■ Exercise description ■
Every entry below should be repeated exactly; the pictures should not.

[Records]
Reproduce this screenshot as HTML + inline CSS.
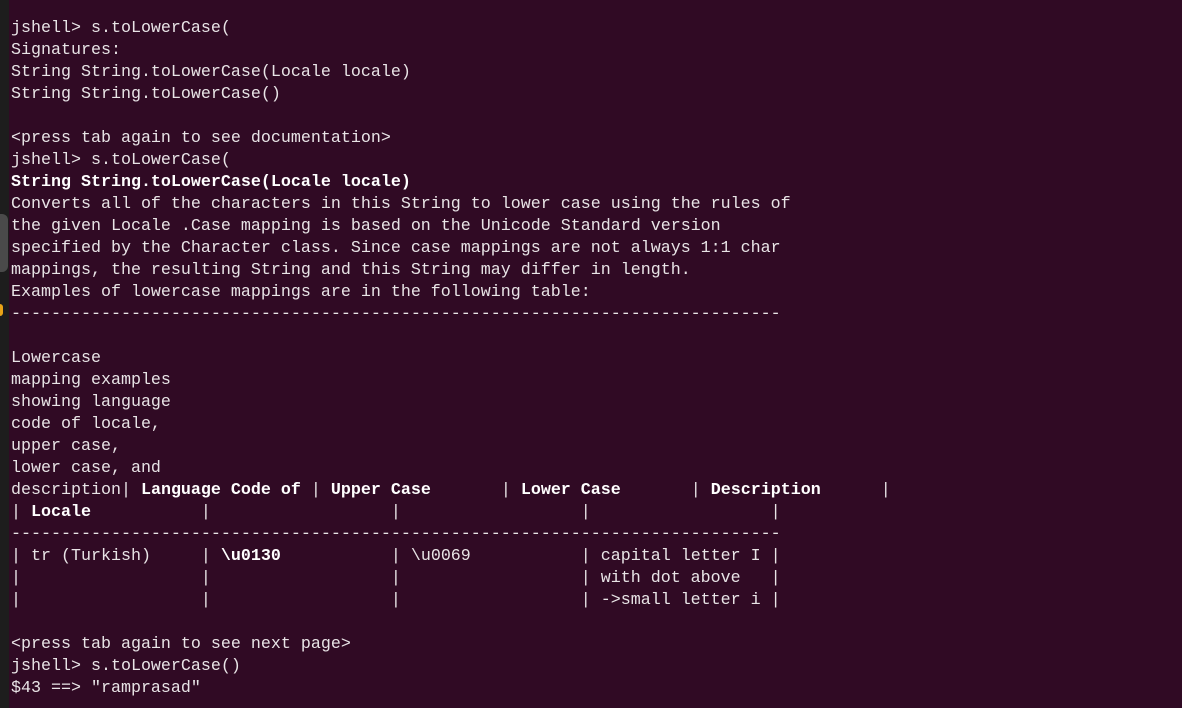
<!DOCTYPE html>
<html><head><meta charset="utf-8"><style>
html,body{margin:0;padding:0;width:1182px;height:708px;overflow:hidden;background:#300a24;}
.strip{position:absolute;left:0;top:0;width:9px;height:708px;background:#1d1d1d;}
.knob{position:absolute;left:0;top:214px;width:8px;height:58px;background:#4a4a4a;border-radius:0 6px 6px 0;}
.dot{position:absolute;left:0;top:304px;width:3px;height:12px;background:#e8a317;border-radius:0 3px 3px 0;}
pre{position:absolute;left:11px;top:18px;margin:0;font-family:"Liberation Mono",monospace;font-size:16.67px;line-height:22px;color:#e8e4e6;white-space:pre;}
b{font-weight:bold;color:#fff;}
</style></head><body>
<div class="strip"></div><div class="knob"></div><div class="dot"></div>
<pre>jshell&gt; s.toLowerCase(
Signatures:
String String.toLowerCase(Locale locale)
String String.toLowerCase()

&lt;press tab again to see documentation&gt;
jshell&gt; s.toLowerCase(
<b>String String.toLowerCase(Locale locale)</b>
Converts all of the characters in this String to lower case using the rules of
the given Locale .Case mapping is based on the Unicode Standard version
specified by the Character class. Since case mappings are not always 1:1 char
mappings, the resulting String and this String may differ in length.
Examples of lowercase mappings are in the following table:
-----------------------------------------------------------------------------

Lowercase
mapping examples
showing language
code of locale,
upper case,
lower case, and
description| <b>Language Code of</b> | <b>Upper Case</b>       | <b>Lower Case</b>       | <b>Description</b>      |
| <b>Locale</b>           |                  |                  |                  |
-----------------------------------------------------------------------------
| tr (Turkish)     | <b>\u0130</b>           | \u0069           | capital letter I |
|                  |                  |                  | with dot above   |
|                  |                  |                  | -&gt;small letter i |

&lt;press tab again to see next page&gt;
jshell&gt; s.toLowerCase()
$43 ==&gt; "ramprasad"</pre>
</body></html>
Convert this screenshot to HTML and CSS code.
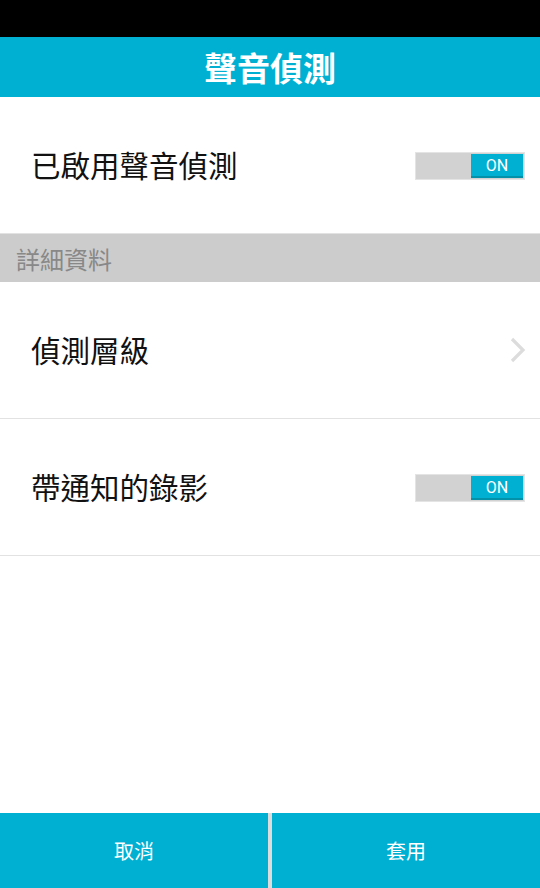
FILE: index.html
```html
<!DOCTYPE html>
<html lang="zh-Hant">
<head>
    <meta charset="UTF-8">
    <meta name="viewport" content="width=device-width, initial-scale=1.0">
    <title>聲音偵測</title>
    <link rel="stylesheet" href="styles.css">
</head>
<body>
    <div class="app">
        <div class="status-bar"></div>
        <header class="title-bar">聲音偵測</header>

        <div class="settings">
            <div class="row">
                <span class="row__label">已啟用聲音偵測</span>
                <span class="switch"><span class="switch__on">ON</span></span>
            </div>

            <div class="section">詳細資料</div>

            <div class="row">
                <span class="row__label">偵測層級</span>
                <svg class="chevron" width="16" height="26" viewBox="0 0 16 26">
                    <path d="M2 2 L13 13 L2 24" fill="none" stroke="#dcdcdc" stroke-width="3.2"/>
                </svg>
            </div>

            <div class="row">
                <span class="row__label">帶通知的錄影</span>
                <span class="switch"><span class="switch__on">ON</span></span>
            </div>
        </div>

        <!-- bottom buttons -->
        <div class="actions">
            <button type="button" class="actions__btn">取消</button>
            <button type="button" class="actions__btn">套用</button>
        </div>
    </div>
</body>
</html>
```

FILE: styles.css
```css
body {
    margin: 0;
    background-color: #fff;
    font-family: "Noto Sans CJK TC", "Noto Sans", sans-serif;
}

.app {
    display: flex;
    flex-direction: column;
    height: 888px;
}

.status-bar {
    height: 37px;
    background-color: #000;
}

.title-bar {
    height: 60px;
    display: flex;
    align-items: center;
    justify-content: center;
    background-color: #00b0d2;
    color: #fff;
    font-size: 33px;
    font-weight: bold;
}

.settings {
    flex: 1;
}

.row {
    height: 136px;
    display: flex;
    align-items: center;
    justify-content: space-between;
    padding: 0 15px 0 31px;
    border-bottom: 1px solid #e2e2e2;
}

.row__label {
    font-size: 29.5px;
    color: #111;
    margin-top: -3px;
}

.section {
    height: 48px;
    display: flex;
    align-items: center;
    padding-left: 16px;
    background-color: #cccccc;
    color: #888;
    font-size: 24px;
}

.chevron {
    margin-right: -1px;
}

.switch {
    width: 106px;
    height: 26px;
    display: flex;
    justify-content: flex-end;
    align-items: center;
    padding: 0 1px;
    margin-top: 2px;
    background-color: #d2d2d2;
    border: 1px solid #e4e4e4;
}

.switch__on {
    width: 52px;
    height: 22px;
    display: flex;
    align-items: center;
    justify-content: center;
    background-color: #00b0d2;
    border-bottom: 2px solid #0391aa;
    color: #fff;
    font-family: Roboto, sans-serif;
    font-size: 16px;
}

.actions {
    height: 75px;
    display: flex;
    gap: 4px;
    background-color: #dcdcdc;
}

.actions__btn {
    flex: 1;
    border: none;
    background-color: #00b0d2;
    color: #fff;
    font-family: "Noto Sans CJK TC", sans-serif;
    font-size: 20px;
    padding: 0;
}
```
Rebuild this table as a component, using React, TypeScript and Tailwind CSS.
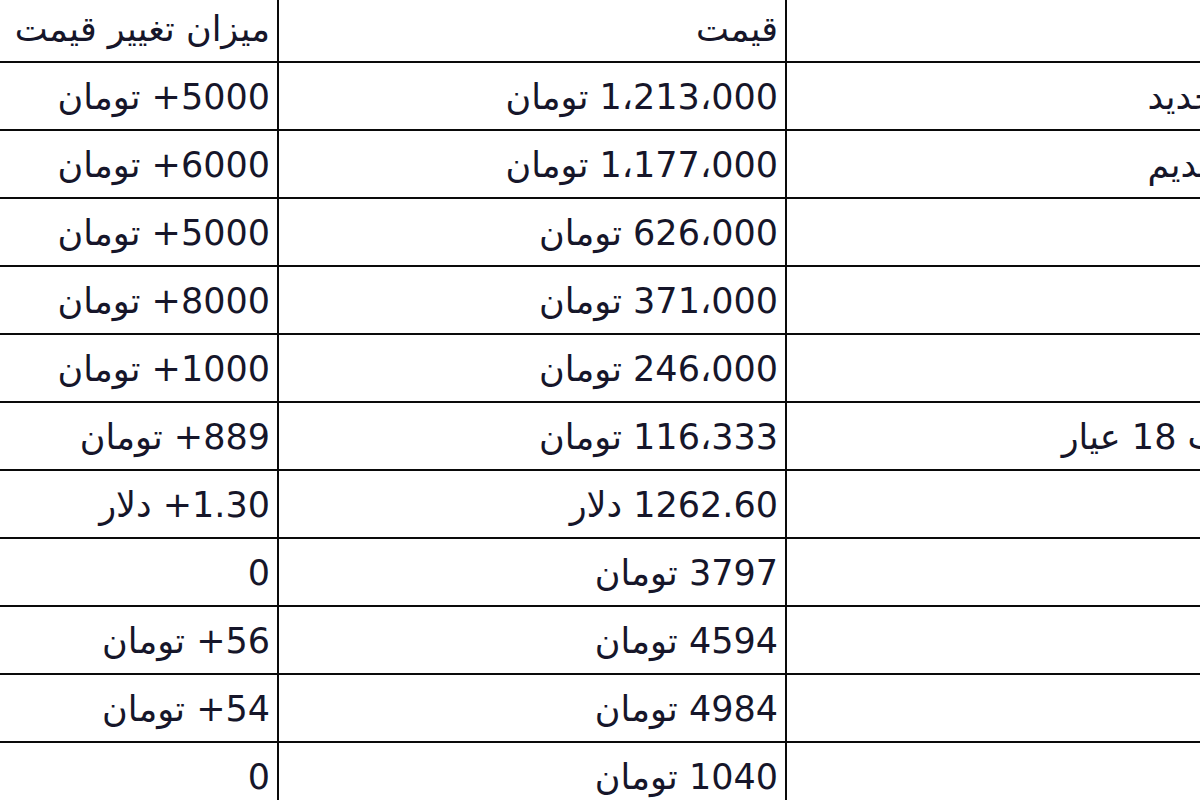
import React from "react";

const rows: [string, string, string][] = [
  ["میزان تغییر قیمت", "قیمت", ""],
  ["5000+ تومان", "1،213،000 تومان", "سکه طرح جدید"],
  ["6000+ تومان", "1،177،000 تومان", "سکه طرح قدیم"],
  ["5000+ تومان", "626،000 تومان", "نیم سکه"],
  ["8000+ تومان", "371،000 تومان", "ربع سکه"],
  ["1000+ تومان", "246،000 تومان", "سکه گرمی"],
  ["889+ تومان", "116،333 تومان", "طلای مذهـب 18 عیار"],
  ["1.30+ دلار", "1262.60 دلار", "انس طلا"],
  ["0", "3797 تومان", "دلار"],
  ["56+ تومان", "4594 تومان", "یورو"],
  ["54+ تومان", "4984 تومان", "پوند"],
  ["0", "1040 تومان", "درهم"],
];

export default function App() {
  return (
    <div
      className="w-[1200px] h-[800px] overflow-hidden bg-white text-[#16162a]"
      style={{ fontFamily: '"DejaVu Sans", Tahoma, sans-serif' }}
    >
      <div className="-mt-[5px] -ml-[40px] flex flex-col w-[1440px]">
        {rows.map((r, i) => (
          <div key={i} className="flex h-[68px] border-b-2 border-[#0a0a0a]">
            <div
              dir="rtl"
              className="w-[319px] shrink-0 border-r-2 border-[#0a0a0a] flex items-center pt-[3px] pr-[7px] text-[35px] whitespace-nowrap overflow-hidden"
            >
              {r[0]}
            </div>
            <div
              dir="rtl"
              className="w-[508px] shrink-0 border-r-2 border-[#0a0a0a] flex items-center pt-[3px] pr-[7px] text-[35px] whitespace-nowrap overflow-hidden"
            >
              {r[1]}
            </div>
            <div
              dir="rtl"
              className="w-[595px] shrink-0 flex items-center pt-[3px] pr-[7px] text-[35px] whitespace-nowrap overflow-hidden"
            >
              {r[2]}
            </div>
          </div>
        ))}
      </div>
    </div>
  );
}
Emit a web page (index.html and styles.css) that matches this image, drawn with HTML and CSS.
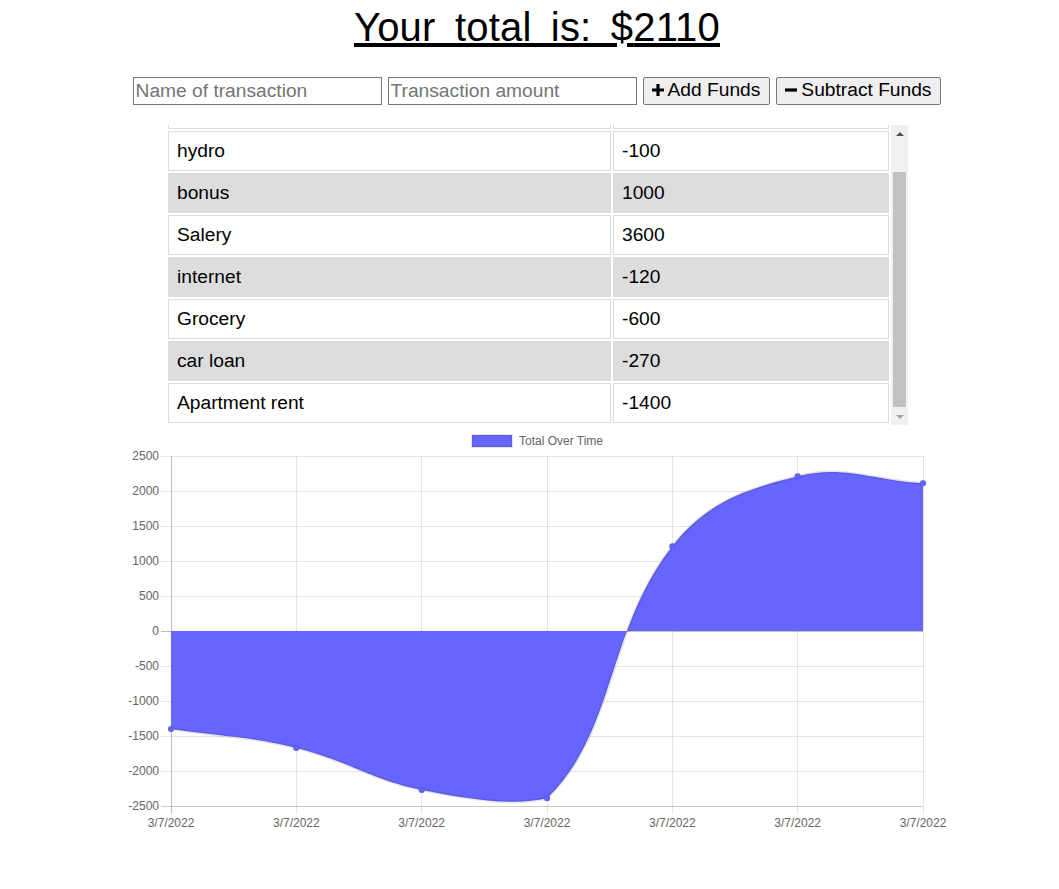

■ Completed exercise ■
Reproduce this screenshot as HTML + inline CSS.
<!DOCTYPE html>
<html><head><meta charset="utf-8"><style>
html,body{margin:0;padding:0;width:1182px;height:708px;overflow:hidden;background:#300a24;}
.strip{position:absolute;left:0;top:0;width:9px;height:708px;background:#1d1d1d;}
.knob{position:absolute;left:0;top:214px;width:8px;height:58px;background:#4a4a4a;border-radius:0 6px 6px 0;}
.dot{position:absolute;left:0;top:304px;width:3px;height:12px;background:#e8a317;border-radius:0 3px 3px 0;}
pre{position:absolute;left:11px;top:18px;margin:0;font-family:"Liberation Mono",monospace;font-size:16.67px;line-height:22px;color:#e8e4e6;white-space:pre;}
b{font-weight:bold;color:#fff;}
</style></head><body>
<div class="strip"></div><div class="knob"></div><div class="dot"></div>
<pre>jshell&gt; s.toLowerCase(
Signatures:
String String.toLowerCase(Locale locale)
String String.toLowerCase()

&lt;press tab again to see documentation&gt;
jshell&gt; s.toLowerCase(
<b>String String.toLowerCase(Locale locale)</b>
Converts all of the characters in this String to lower case using the rules of
the given Locale .Case mapping is based on the Unicode Standard version
specified by the Character class. Since case mappings are not always 1:1 char
mappings, the resulting String and this String may differ in length.
Examples of lowercase mappings are in the following table:
-----------------------------------------------------------------------------

Lowercase
mapping examples
showing language
code of locale,
upper case,
lower case, and
description| <b>Language Code of</b> | <b>Upper Case</b>       | <b>Lower Case</b>       | <b>Description</b>      |
| <b>Locale</b>           |                  |                  |                  |
-----------------------------------------------------------------------------
| tr (Turkish)     | <b>\u0130</b>           | \u0069           | capital letter I |
|                  |                  |                  | with dot above   |
|                  |                  |                  | -&gt;small letter i |

&lt;press tab again to see next page&gt;
jshell&gt; s.toLowerCase()
$43 ==&gt; "ramprasad"</pre>
</body></html>
Convert this screenshot to HTML and CSS code.
FILE: index.html
```html
<!DOCTYPE html>
<html lang="zh-Hant">
<head>
    <meta charset="UTF-8">
    <meta name="viewport" content="width=device-width, initial-scale=1.0">
    <title>聲音偵測</title>
    <link rel="stylesheet" href="styles.css">
</head>
<body>
    <div class="app">
        <div class="status-bar"></div>
        <header class="title-bar">聲音偵測</header>

        <div class="settings">
            <div class="row">
                <span class="row__label">已啟用聲音偵測</span>
                <span class="switch"><span class="switch__on">ON</span></span>
            </div>

            <div class="section">詳細資料</div>

            <div class="row">
                <span class="row__label">偵測層級</span>
                <svg class="chevron" width="16" height="26" viewBox="0 0 16 26">
                    <path d="M2 2 L13 13 L2 24" fill="none" stroke="#dcdcdc" stroke-width="3.2"/>
                </svg>
            </div>

            <div class="row">
                <span class="row__label">帶通知的錄影</span>
                <span class="switch"><span class="switch__on">ON</span></span>
            </div>
        </div>

        <!-- bottom buttons -->
        <div class="actions">
            <button type="button" class="actions__btn">取消</button>
            <button type="button" class="actions__btn">套用</button>
        </div>
    </div>
</body>
</html>
```

FILE: styles.css
```css
body {
    margin: 0;
    background-color: #fff;
    font-family: "Noto Sans CJK TC", "Noto Sans", sans-serif;
}

.app {
    display: flex;
    flex-direction: column;
    height: 888px;
}

.status-bar {
    height: 37px;
    background-color: #000;
}

.title-bar {
    height: 60px;
    display: flex;
    align-items: center;
    justify-content: center;
    background-color: #00b0d2;
    color: #fff;
    font-size: 33px;
    font-weight: bold;
}

.settings {
    flex: 1;
}

.row {
    height: 136px;
    display: flex;
    align-items: center;
    justify-content: space-between;
    padding: 0 15px 0 31px;
    border-bottom: 1px solid #e2e2e2;
}

.row__label {
    font-size: 29.5px;
    color: #111;
    margin-top: -3px;
}

.section {
    height: 48px;
    display: flex;
    align-items: center;
    padding-left: 16px;
    background-color: #cccccc;
    color: #888;
    font-size: 24px;
}

.chevron {
    margin-right: -1px;
}

.switch {
    width: 106px;
    height: 26px;
    display: flex;
    justify-content: flex-end;
    align-items: center;
    padding: 0 1px;
    margin-top: 2px;
    background-color: #d2d2d2;
    border: 1px solid #e4e4e4;
}

.switch__on {
    width: 52px;
    height: 22px;
    display: flex;
    align-items: center;
    justify-content: center;
    background-color: #00b0d2;
    border-bottom: 2px solid #0391aa;
    color: #fff;
    font-family: Roboto, sans-serif;
    font-size: 16px;
}

.actions {
    height: 75px;
    display: flex;
    gap: 4px;
    background-color: #dcdcdc;
}

.actions__btn {
    flex: 1;
    border: none;
    background-color: #00b0d2;
    color: #fff;
    font-family: "Noto Sans CJK TC", sans-serif;
    font-size: 20px;
    padding: 0;
}
```
Rebuild this table as a component, using React, TypeScript and Tailwind CSS.
import React from "react";

const rows: [string, string, string][] = [
  ["میزان تغییر قیمت", "قیمت", ""],
  ["5000+ تومان", "1،213،000 تومان", "سکه طرح جدید"],
  ["6000+ تومان", "1،177،000 تومان", "سکه طرح قدیم"],
  ["5000+ تومان", "626،000 تومان", "نیم سکه"],
  ["8000+ تومان", "371،000 تومان", "ربع سکه"],
  ["1000+ تومان", "246،000 تومان", "سکه گرمی"],
  ["889+ تومان", "116،333 تومان", "طلای مذهـب 18 عیار"],
  ["1.30+ دلار", "1262.60 دلار", "انس طلا"],
  ["0", "3797 تومان", "دلار"],
  ["56+ تومان", "4594 تومان", "یورو"],
  ["54+ تومان", "4984 تومان", "پوند"],
  ["0", "1040 تومان", "درهم"],
];

export default function App() {
  return (
    <div
      className="w-[1200px] h-[800px] overflow-hidden bg-white text-[#16162a]"
      style={{ fontFamily: '"DejaVu Sans", Tahoma, sans-serif' }}
    >
      <div className="-mt-[5px] -ml-[40px] flex flex-col w-[1440px]">
        {rows.map((r, i) => (
          <div key={i} className="flex h-[68px] border-b-2 border-[#0a0a0a]">
            <div
              dir="rtl"
              className="w-[319px] shrink-0 border-r-2 border-[#0a0a0a] flex items-center pt-[3px] pr-[7px] text-[35px] whitespace-nowrap overflow-hidden"
            >
              {r[0]}
            </div>
            <div
              dir="rtl"
              className="w-[508px] shrink-0 border-r-2 border-[#0a0a0a] flex items-center pt-[3px] pr-[7px] text-[35px] whitespace-nowrap overflow-hidden"
            >
              {r[1]}
            </div>
            <div
              dir="rtl"
              className="w-[595px] shrink-0 flex items-center pt-[3px] pr-[7px] text-[35px] whitespace-nowrap overflow-hidden"
            >
              {r[2]}
            </div>
          </div>
        ))}
      </div>
    </div>
  );
}
Emit a web page (index.html and styles.css) that matches this image, drawn with HTML and CSS.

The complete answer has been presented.